Activities to reach out to high school, middle school and elementary students in Southern California are also part of the institute’s plan, with the first engagement planned for this summer with the Sweetwater Union High School District to teach students about the foundations of data science.
There will also be mentorship and training opportunities with researchers affiliated with EnCORE, helping to create a pipeline of data scientists and broadening the reach and impact of the field. Additionally, collaboration with industry is being planned.
Mazumdar, an associate professor in the HDSI and an affiliated faculty member in CSE, said the team has already put much thought and effort into developing data science curricula across all levels. “We aim to create a generation of experts while being mindful of the needs of society and recognizing the demands of industry,” he said.
“We have made connections with numerous industry partners, including prominent data science techs and also with local Southern California industries including start-ups, who will be actively engaged with the institute and keep us informed about their needs,” Mazumdar added.
An interdisciplinary, diverse field- and team
Data science has footprints in computer science, mathematics, statistics and engineering. In that spirit, the researchers from the four participating institutions who comprise the core team have diverse and varied backgrounds from four disciplines.

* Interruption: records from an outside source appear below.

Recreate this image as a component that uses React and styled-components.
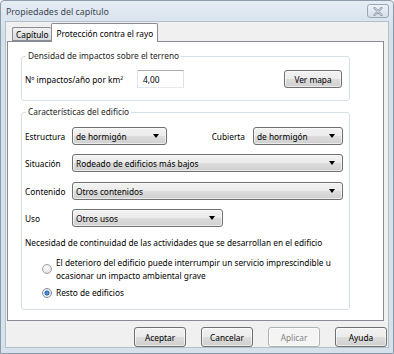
import React from 'react';
import styled, { createGlobalStyle } from 'styled-components';

const GlobalStyle = createGlobalStyle`
  html, body { margin:0; padding:0; background:#fff; }
  body {
    font-family: "Noto Sans", "Open Sans", sans-serif;
    font-size: 8.3px;
    color: #000;
  }
  * { box-sizing: border-box; }
`;

const Window = styled.div`
  width: 394px;
  height: 354px;
  border: 1px solid #8d9aa8;
  border-radius: 4px 4px 0 0;
  background: linear-gradient(#e4ecf4, #d5e0eb 30px, #d7e1eb);
  display: flex;
  flex-direction: column;
`;

const TitleBar = styled.div`
  height: 20px;
  display: flex;
  align-items: center;
  justify-content: space-between;
  padding: 0 4px 0 5px;
`;

const Title = styled.span`
  font-size: 8.9px;
  color: #3d4650;
`;

const CloseButton = styled.div`
  width: 22px;
  height: 14px;
  border: 1px solid #9aa7b5;
  border-radius: 3px;
  background: linear-gradient(#eef3f8, #d5dee8);
  display: flex;
  align-items: center;
  justify-content: center;
`;

const Client = styled.div`
  flex: 1;
  margin: 0 4px 5px 4px;
  background: #f0f0f0;
  border: 1px solid #b4c0cc;
  display: flex;
  flex-direction: column;
  padding: 0 4px 0 1px;
`;

const TabStrip = styled.div`
  display: flex;
  align-items: flex-end;
  height: 19px;
  padding-left: 5px;
  position: relative;
  z-index: 1;
`;

const Tab = styled.div`
  height: ${({ active }) => (active ? '19px' : '14px')};
  padding: 0 ${({ active }) => (active ? '4px' : '3px')};
  display: flex;
  align-items: center;
  border: 1px solid #898c95;
  border-bottom: ${({ active }) => (active ? 'none' : '1px solid #898c95')};
  border-right: ${({ active }) => (active ? '1px solid #898c95' : 'none')};
  border-radius: 2px 2px 0 0;
  background: ${({ active }) => (active ? '#fff' : 'linear-gradient(#f3f3f3, #e3e3e3 50%, #d9d9d9)')};
  margin-bottom: ${({ active }) => (active ? '-1px' : '0')};
  white-space: nowrap;
`;

const Panel = styled.div`
  height: 280px;
  background: #fff;
  border: 1px solid #898c95;
  display: flex;
  flex-direction: column;
  padding: 8px 33px 0 13px;
`;

const Group = styled.fieldset`
  margin: 0;
  padding: ${({ pad }) => pad};
  border: 1px solid #d5dfe5;
  border-radius: 3px;
  min-width: 0;
  height: ${({ h }) => h};
  & + & { margin-top: 5px; }
`;

const Legend = styled.legend`
  padding: 0 2px;
  margin-left: 1px;
  line-height: 12px;
  color: #1e1e1e;
`;

const Row = styled.div`
  display: flex;
  align-items: center;
  height: 18px;
  margin-bottom: ${({ mb }) => mb || '0'};
`;

const Label = styled.span`
  width: ${({ w }) => w || 'auto'};
  margin-right: ${({ mr }) => mr || '0'};
  flex: none;
  white-space: nowrap;
`;

const TextBox = styled.div`
  width: 47px;
  height: 18px;
  border: 1px solid #abadb3;
  border-color: #abadb3 #dbdfe6 #e3e9ef #e2e3ea;
  display: flex;
  align-items: center;
  padding-left: 5px;
  background: #fff;
`;

const Spacer = styled.div`
  flex: 1;
`;

const Button = styled.div`
  width: ${({ w }) => w || '52px'};
  height: ${({ h }) => h || '20px'};
  border: 1px solid ${({ disabled }) => (disabled ? '#adb2b5' : '#707070')};
  border-radius: 3px;
  background: ${({ disabled }) =>
    disabled ? '#f4f4f4' : 'linear-gradient(#f2f2f2, #ebebeb 50%, #dddddd 51%, #cfcfcf)'};
  color: ${({ disabled }) => (disabled ? '#838383' : '#000')};
  display: flex;
  align-items: center;
  justify-content: center;
  box-shadow: inset 0 0 0 1px rgba(255,255,255,0.6);
`;

const Select = styled.div`
  width: ${({ w }) => w};
  height: 18px;
  border: 1px solid #707070;
  border-radius: 3px;
  background: linear-gradient(#f2f2f2, #ebebeb 50%, #dddddd 51%, #cfcfcf);
  display: flex;
  align-items: center;
  justify-content: space-between;
  padding: 0 7px 0 3px;
  box-shadow: inset 0 0 0 1px rgba(255,255,255,0.6);
  white-space: nowrap;
`;

const Arrow = styled.span`
  width: 0;
  height: 0;
  border-left: 3px solid transparent;
  border-right: 3px solid transparent;
  border-top: 4px solid #000;
`;

const Text = styled.div`
  margin: ${({ m }) => m || '0'};
  line-height: ${({ lh }) => lh || '12px'};
  white-space: nowrap;
`;

const RadioRow = styled.div`
  display: flex;
  align-items: center;
  gap: 4px;
  padding-left: 17px;
  margin-top: ${({ mt }) => mt || '0'};
  line-height: 12px;
`;

const Radio = styled.span`
  width: 10px;
  height: 10px;
  flex: none;
  border-radius: 50%;
  border: 1px solid ${({ checked }) => (checked ? '#7f8ea0' : '#a0a0a0')};
  background: ${({ checked }) =>
    checked
      ? 'radial-gradient(circle, #5d9ce0 0, #2f6ab8 2.2px, #e6eaee 2.8px, #f4f4f4 100%)'
      : 'radial-gradient(circle at 40% 35%, #fdfdfd, #d9d9d9)'};
`;

const Footer = styled.div`
  display: flex;
  justify-content: flex-end;
  gap: 15px;
  margin: 6px -3px 0 0;
`;

const Combo = ({ w, children }) => (
  <Select w={w}>
    <span>{children}</span>
    <Arrow />
  </Select>
);

export default function App() {
  return (
    <>
      <GlobalStyle />
      <Window>
        <TitleBar>
          <Title>Propiedades del capítulo</Title>
          <CloseButton>
            <svg width="10" height="9" viewBox="0 0 10 9">
              <path d="M1.5 1 L8.5 8 M8.5 1 L1.5 8" stroke="#8593a3" strokeWidth="2.2" strokeLinecap="round" />
              <path d="M1.5 1 L8.5 8 M8.5 1 L1.5 8" stroke="#f4f7fa" strokeWidth="0.9" strokeLinecap="round" />
            </svg>
          </CloseButton>
        </TitleBar>
        <Client>
          <TabStrip>
            <Tab>Capítulo</Tab>
            <Tab active>Protección contra el rayo</Tab>
          </TabStrip>
          <Panel>
            <Group pad="8px 7px 0 3px" h="51px">
              <Legend>Densidad de impactos sobre el terreno</Legend>
              <Row>
                <Label w="112px">Nº impactos/año por km²</Label>
                <TextBox>4,00</TextBox>
                <Spacer />
                <Button w="58px" h="18px">Ver mapa</Button>
              </Row>
            </Group>
            <Group pad="9px 6px 0 3px" h="204px">
              <Legend>Características del edificio</Legend>
              <Row mb="9px">
                <Label w="47px">Estructura</Label>
                <Combo w="95px">de hormigón</Combo>
                <Spacer />
                <Label mr="8px">Cubierta</Label>
                <Combo w="90px">de hormigón</Combo>
              </Row>
              <Row mb="10px">
                <Label w="47px">Situación</Label>
                <Combo w="271px">Rodeado de edificios más bajos</Combo>
              </Row>
              <Row mb="9px">
                <Label w="47px">Contenido</Label>
                <Combo w="271px">Otros contenidos</Combo>
              </Row>
              <Row>
                <Label w="47px">Uso</Label>
                <Combo w="151px">Otros usos</Combo>
              </Row>
              <Text m="10px 0 0 0">Necesidad de continuidad de las actividades que se desarrollan en el edificio</Text>
              <RadioRow mt="7px">
                <Radio />
                <Text lh="13px">
                  El deterioro del edificio puede interrumpir un servicio imprescindible u
                  <br />
                  ocasionar un impacto ambiental grave
                </Text>
              </RadioRow>
              <RadioRow mt="5px">
                <Radio checked />
                <span>Resto de edificios</span>
              </RadioRow>
            </Group>
          </Panel>
          <Footer>
            <Button>Aceptar</Button>
            <Button>Cancelar</Button>
            <Button disabled>Aplicar</Button>
            <Button>Ayuda</Button>
          </Footer>
        </Client>
      </Window>
    </>
  );
}
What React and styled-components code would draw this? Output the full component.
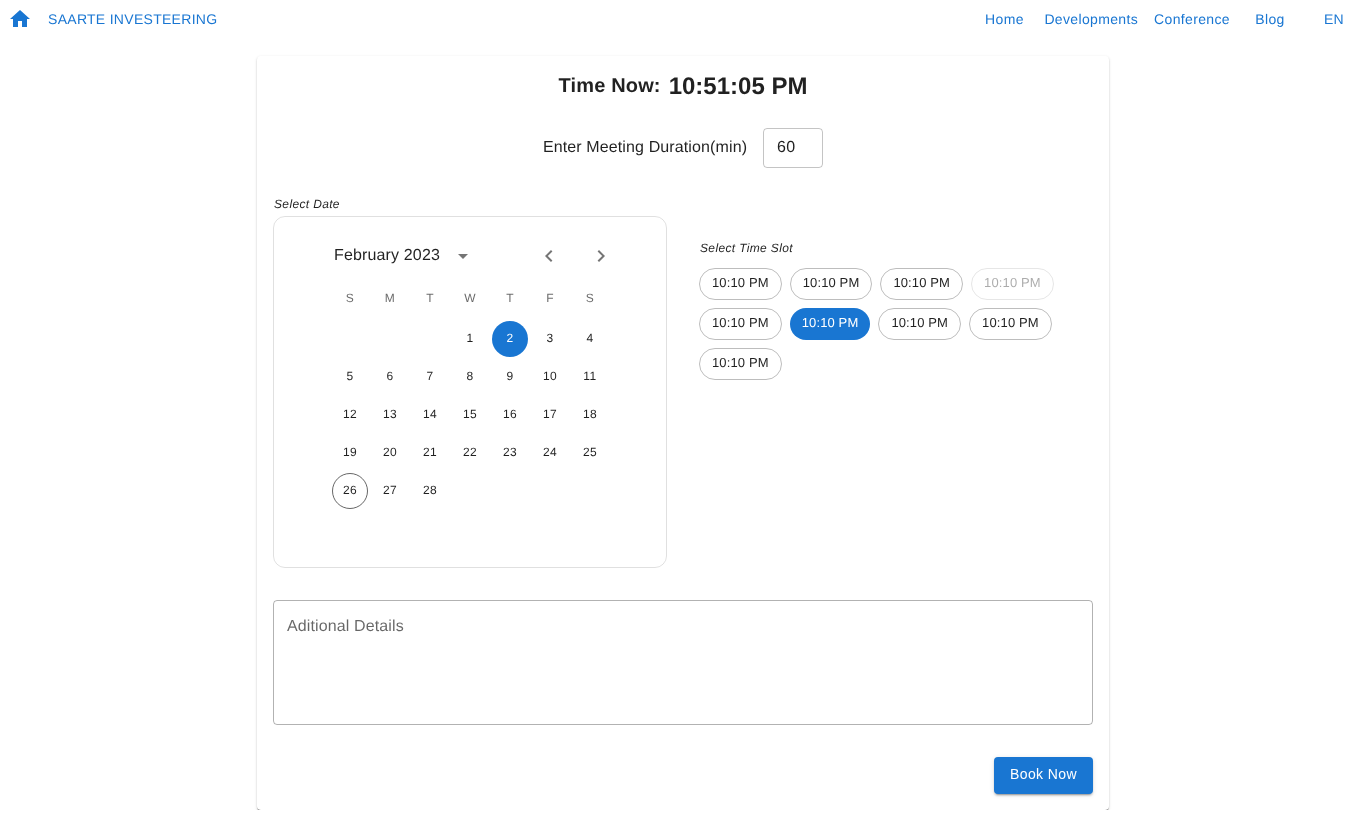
import styled, { createGlobalStyle } from 'styled-components'

const Global = createGlobalStyle`
    * { box-sizing: border-box; }
    body {
        margin: 0;
        background: #fff;
        font-family: "Liberation Sans", Arial, sans-serif;
        color: rgba(0, 0, 0, 0.87);
        text-rendering: geometricPrecision;
    }
    #root {
        will-change: transform;
    }
`

const Nav = styled.header`
    display: flex;
    align-items: center;
    height: 38px;
`

const HomeLink = styled.a`
    display: flex;
    margin-left: 8px;
    margin-right: 8px;
    color: #1976d2;
`

const NavButton = styled.a`
    min-width: 64px;
    padding: 0 8px;
    font-size: 14px;
    line-height: 38px;
    letter-spacing: 0.35px;
    text-align: center;
    color: #1976d2;
`

const Brand = styled(NavButton)`
    letter-spacing: 0.29px;
`

const Spacer = styled.div`
    flex: 1;
`

const Card = styled.main`
    width: 852px;
    height: 754px;
    margin: 18px auto 0;
    padding: 16px;
    display: flex;
    flex-direction: column;
    border-radius: 4px;
    box-shadow: 0 2px 1px -1px rgba(0, 0, 0, 0.4), 0 1px 1px 0 rgba(0, 0, 0, 0.24), 0 1px 3px 0 rgba(0, 0, 0, 0.16);
`

const Clock = styled.h2`
    margin: 0;
    height: 28px;
    padding-top: 1px;
    display: flex;
    justify-content: center;
    align-items: center;
    gap: 8px;
    font-size: 20px;
    font-weight: 700;
    letter-spacing: 0.15px;
    color: rgba(0, 0, 0, 0.87);
`

const ClockTime = styled.span`
    font-size: 24px;
    letter-spacing: 0;
`

const Duration = styled.div`
    margin-top: 28px;
    display: flex;
    justify-content: center;
    align-items: center;
    gap: 16px;
    font-size: 16px;
    letter-spacing: 0.12px;
`

const DurationLabel = styled.span`
    padding-bottom: 1px;
`

const DurationBox = styled.div`
    width: 60px;
    height: 40px;
    padding: 0 0 0 13px;
    display: flex;
    align-items: center;
    border: 1px solid rgba(0, 0, 0, 0.23);
    border-radius: 4px;
`

const Columns = styled.section`
    margin-top: 28px;
    display: flex;
    gap: 32px;
`

const Caption = styled.div`
    padding-left: 1px;
    font-size: 12px;
    font-style: italic;
    line-height: 16px;
    letter-spacing: 0.35px;
`

const DateColumn = styled.div`
    width: 394px;
`

const Calendar = styled.div`
    height: 352px;
    margin-top: 4px;
    padding: 16px 56px 0;
    border: 1px solid rgba(0, 0, 0, 0.12);
    border-radius: 12px;
`

const CalendarHeader = styled.div`
    height: 44px;
    display: flex;
    align-items: center;
`

const Month = styled.span`
    margin-left: 4px;
    padding-top: 1px;
    font-size: 16px;
    letter-spacing: 0.15px;
    white-space: nowrap;
`

const ArrowBox = styled.span`
    display: flex;
    color: rgba(0, 0, 0, 0.54);
    margin-top: 2px;
    margin-left: ${(props) => props.$left}px;
`

const WeekRow = styled.div`
    margin-top: 1px;
    height: 40px;
    display: grid;
    grid-template-columns: repeat(7, 40px);
    align-items: center;
    justify-items: center;
    font-size: 12px;
    letter-spacing: 0.4px;
    color: rgba(0, 0, 0, 0.6);
`

const DayGrid = styled.div`
    display: grid;
    grid-template-columns: repeat(7, 40px);
    grid-auto-rows: 38px;
    margin-top: 2px;
    justify-items: center;
    align-items: center;
`

const Day = styled.span`
    width: 36px;
    height: 36px;
    padding-bottom: 2px;
    display: flex;
    align-items: center;
    justify-content: center;
    border-radius: 50%;
    font-size: 12px;
    letter-spacing: 0.4px;
    color: ${(props) => (props.$selected ? '#fff' : 'rgba(0, 0, 0, 0.87)')};
    background: ${(props) => (props.$selected ? '#1976d2' : 'transparent')};
    border: ${(props) => (props.$today ? '1px solid rgba(0, 0, 0, 0.6)' : 'none')};
`

const SlotColumn = styled.div`
    padding-top: 44px;
    width: 370px;
`

const Slots = styled.div`
    margin-top: 12px;
    display: flex;
    flex-wrap: wrap;
    gap: 8px;
`

const Chip = styled.span`
    height: 32px;
    padding: 0 12px 4px;
    display: inline-flex;
    align-items: center;
    border-radius: 16px;
    font-size: 13px;
    letter-spacing: 0.13px;
    border: ${(props) => (props.$selected ? 'none' : '1px solid #bdbdbd')};
    background: ${(props) => (props.$selected ? '#1976d2' : 'transparent')};
    color: ${(props) => (props.$selected ? '#fff' : 'rgba(0, 0, 0, 0.87)')};
    opacity: ${(props) => (props.$disabled ? 0.38 : 1)};
`

const Details = styled.div`
    margin-top: 32px;
    height: 125px;
    padding: 14px 13px;
    border: 1px solid rgba(0, 0, 0, 0.3);
    border-radius: 4px;
    font-size: 16px;
    line-height: 23px;
    letter-spacing: 0.12px;
    color: rgba(0, 0, 0, 0.6);
`

const Footer = styled.div`
    margin-top: 32px;
    display: flex;
    justify-content: flex-end;
`

const BookButton = styled.button`
    height: 37px;
    padding: 0 16px 4px;
    border: none;
    border-radius: 4px;
    background: #1976d2;
    color: #fff;
    font-family: inherit;
    font-size: 14px;
    letter-spacing: 0.4px;
    box-shadow: 0 3px 1px -2px rgba(0, 0, 0, 0.2), 0 2px 2px 0 rgba(0, 0, 0, 0.14), 0 1px 5px 0 rgba(0, 0, 0, 0.12);
`

const weekDays = ['S', 'M', 'T', 'W', 'T', 'F', 'S']
const links = ['Home', 'Developments', 'Conference', 'Blog', 'EN']
const days = [null, null, null]
for (let i = 1; i <= 28; i++) days.push(i)
const slots = [0, 1, 2, 3, 4, 5, 6, 7, 8]

const App = () => {
    return (
        <>
            <Global />
            <Nav>
                <HomeLink>
                    <svg width="24" height="24" viewBox="0 0 24 24" fill="currentColor">
                        <path d="M10 20v-6h4v6h5v-8h3L12 3 2 12h3v8z" />
                    </svg>
                </HomeLink>
                <Brand>SAARTE INVESTEERING</Brand>
                <Spacer />
                {links.map((l) => (
                    <NavButton key={l}>{l}</NavButton>
                ))}
            </Nav>
            <Card>
                <Clock>
                    Time Now: <ClockTime>10:51:05 PM</ClockTime>
                </Clock>
                <Duration>
                    <DurationLabel>Enter Meeting Duration(min)</DurationLabel>
                    <DurationBox>60</DurationBox>
                </Duration>
                <Columns>
                    <DateColumn>
                        <Caption>Select Date</Caption>
                        <Calendar>
                            <CalendarHeader>
                                <Month>February 2023</Month>
                                <ArrowBox $left={11}>
                                    <svg width="24" height="24" viewBox="0 0 24 24" fill="currentColor">
                                        <path d="M7 10l5 5 5-5z" />
                                    </svg>
                                </ArrowBox>
                                <ArrowBox $left={62}>
                                    <svg width="24" height="24" viewBox="0 0 24 24" fill="currentColor">
                                        <path d="M15.41 7.41 14 6l-6 6 6 6 1.41-1.41L10.83 12z" />
                                    </svg>
                                </ArrowBox>
                                <ArrowBox $left={28}>
                                    <svg width="24" height="24" viewBox="0 0 24 24" fill="currentColor">
                                        <path d="M10 6 8.59 7.41 13.17 12l-4.58 4.59L10 18l6-6z" />
                                    </svg>
                                </ArrowBox>
                            </CalendarHeader>
                            <WeekRow>
                                {weekDays.map((d, i) => (
                                    <span key={i}>{d}</span>
                                ))}
                            </WeekRow>
                            <DayGrid>
                                {days.map((d, i) => (
                                    <Day key={i} $selected={d === 2} $today={d === 26}>{d}</Day>
                                ))}
                            </DayGrid>
                        </Calendar>
                    </DateColumn>
                    <SlotColumn>
                        <Caption>Select Time Slot</Caption>
                        <Slots>
                            {slots.map((s) => (
                                <Chip key={s} $disabled={s === 3} $selected={s === 5}>10:10 PM</Chip>
                            ))}
                        </Slots>
                    </SlotColumn>
                </Columns>
                <Details>Aditional Details</Details>
                <Footer>
                    <BookButton>Book Now</BookButton>
                </Footer>
            </Card>
        </>
    )
}

export default App;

“Data science is a new, and a very interdisciplinary area. To make significant progress in Data Science you need expertise from these diverse disciplines. And it’s very hard to find experts in all these areas under one department,” said Saha. “To make progress in Data Science, you need collaborations from across the disciplines and a range of expertise. I think this institute will provide this opportunity.”
And the institute will further diversity in science, as EnCORE is being spearheaded by women who are leaders in their fields.